Marissa: As stated in the press release, “Matinee contrasts distinctly with [your] 2023 EP Le Soir” (which I was also a huge fan of, by the way). Did you envision/plan for the two projects to play off each other like that? In your own words, how would you describe the biggest stylistic difference between Matinee and Le Soir?

Tim: So I actually wrote a full length album over the course of 2 years that would end up being these two EPs (plus a few more). And when you spend so much time on one body of work, your interests begin to change and your influences fluctuate. When I wrote the album, I didn't know it would be broken up the way it was. But this was a way to creatively put something out that continued to show different sides of me as an artist. I love intricate production and sonic surprises and endless tinkering when I make music, but sometimes I just want to hear a vocal and three instruments. Le Soir was full of the energy and hustle of NYC, and Matinee feels like I’ve marinated in this place. Le Soir had distorted guitars and aggressive live percussive elements. Matinee takes me back to RnB, psychedelic soul, and funk that has always been a constant in my personal taste.

Marissa: On the topic of both EPs, the French titles come to the forefront. Do you have a history with French culture/language? What was the inspiration behind the EP titles?

Tim: Full transparency, no, I don’t. But in 2022, I was in Paris to witness a childhood friend get married. I started studying French a few months prior to prepare for the trip, and with that, I just began to surround myself with French music, French nu wave film - it just felt like a natural canvas to work off of. And simultaneously, these EPs were written in New York so I just started to become a product of my environment. The EPs are strongly influenced by both places.

Marissa: The press release also mentions your semi-recent move from Los Angeles to Brooklyn. Have you noticed any shifts in creativity at all as a result of a change in your environment? What do you love most about New York? What do you miss most about Los Angeles? 

Tim: Touched on this a bit, but absolutely! It's funny, when I go back to LA for writing trips, the songs tend to naturally have a little more California sunshine in them. And I love that part of me, but when I moved to NYC, I realized that this is a place where you can unapologetically be yourself and create whatever that means to you. So I think I started to explore more of that here. I gave myself permission to try different things and go off the rails a bit. I love NYC’s culture. I love the lifestyle. It’s fast, but accessible? I like taking trains and my mundane conversations with people in passing. Sometimes it smells terrible, but I still feel very romantic about this place. I miss my friends in LA the most. I miss taco stands. I also think there’s something to say for the level of musicianship you find in LA. The best of the best are there, and I'd be lying if I didn’t say I miss being in those spaces.

Marissa: You are known in the music space to wear many hats—branding yourself as a singer/songwriter/producer. Which did you begin with first? Which did you pick up most recently? Which “hat” do you feel most confident wearing? 

Tim: I started in the back of the stage as a drummer, moved my way to guitar player in a rock band, and eventually decided to take on a singing role for my own project.

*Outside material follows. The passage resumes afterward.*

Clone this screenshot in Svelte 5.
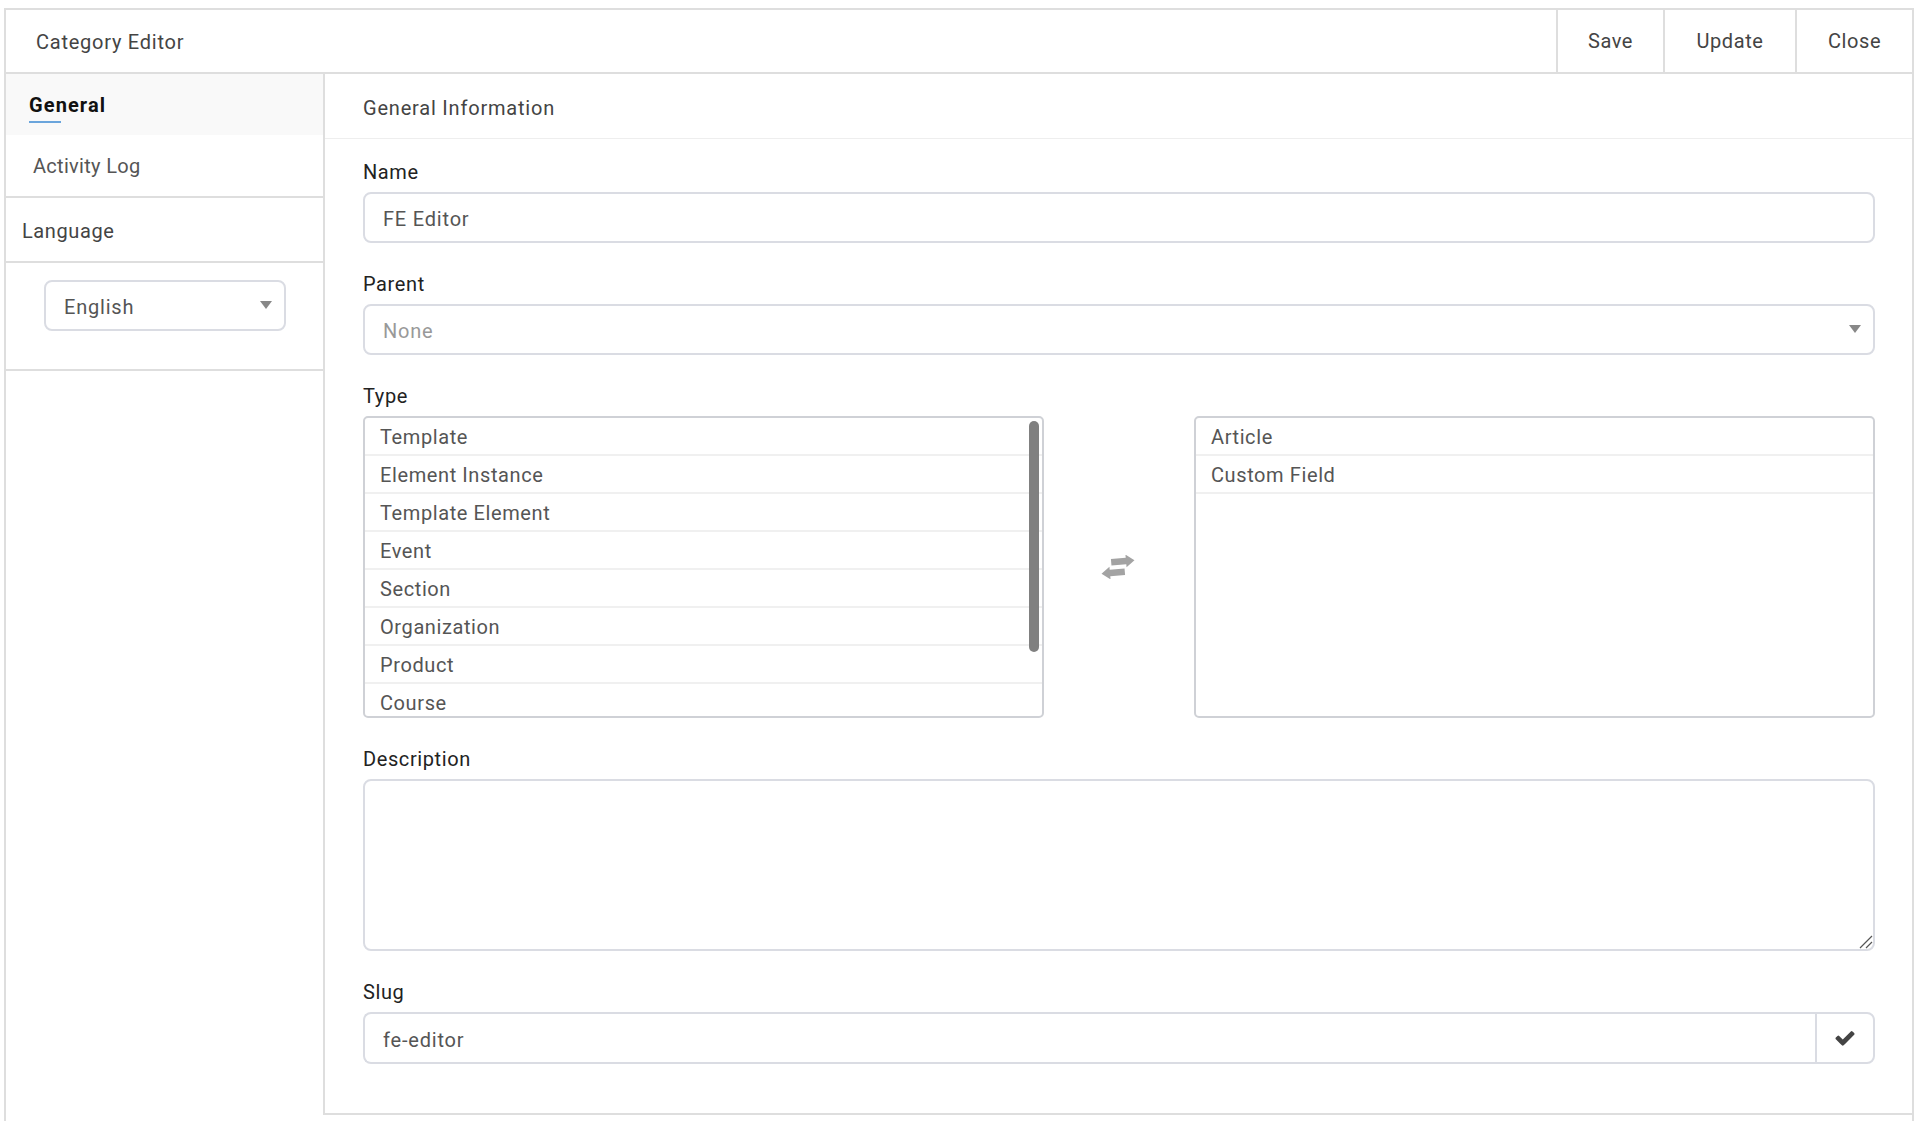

And because of that journey, I naturally began to produce for myself and other artists as well. Most recently, I came back to real non-programmed drums and some synths here and there. I have a basement in NYC, so neighbors are a bit more forgiving when it comes to banging on drums. As far as confidence, it depends on the day of the week. I love producing for other bands because it gives me a fresh perspective and fresh ears when I come back to my project. I think one does not exist without the other, but I love it.

Marissa: You have been creating for just over 10 years now, which is crazy to believe. How, if at all, would you describe your musical/creative evolution over the years? How would you best describe your starting sound versus what best describes your current sound? Are there any genres you hope to experiment with in the future?

Tim: After my first effort in 2013, I always come back to this question - will I like this in 10 years? And so my evolution has just been trying to understand who I am and staying true to that. Every musical release is just me trying to show a little bit more of myself. So I don't know if that's evolution or more just self realization and awareness. My starting sound was confused but honest. And my current sound is unapologetic and dimensional. I’d love to do it all! But I’m not sure where to go next, so I may need to live a little more life before I answer this question.

Marissa: Could you give us some insights/teasers into your upcoming projects? What can your listeners expect? What do you most want them to know? What are you most excited for?

Tim: The full length album will be released this year! We’re scheming some UK tour dates as well as North America at the moment. I’m so excited for people to just sit with these songs, live in them, and hopefully I make it to your city to play them live very soon.

Tim’s newest single, “Just A Baby,” is out now on all streaming platforms, with his well-anticipated full-length debut album, Enchanté, following suit on May 31st.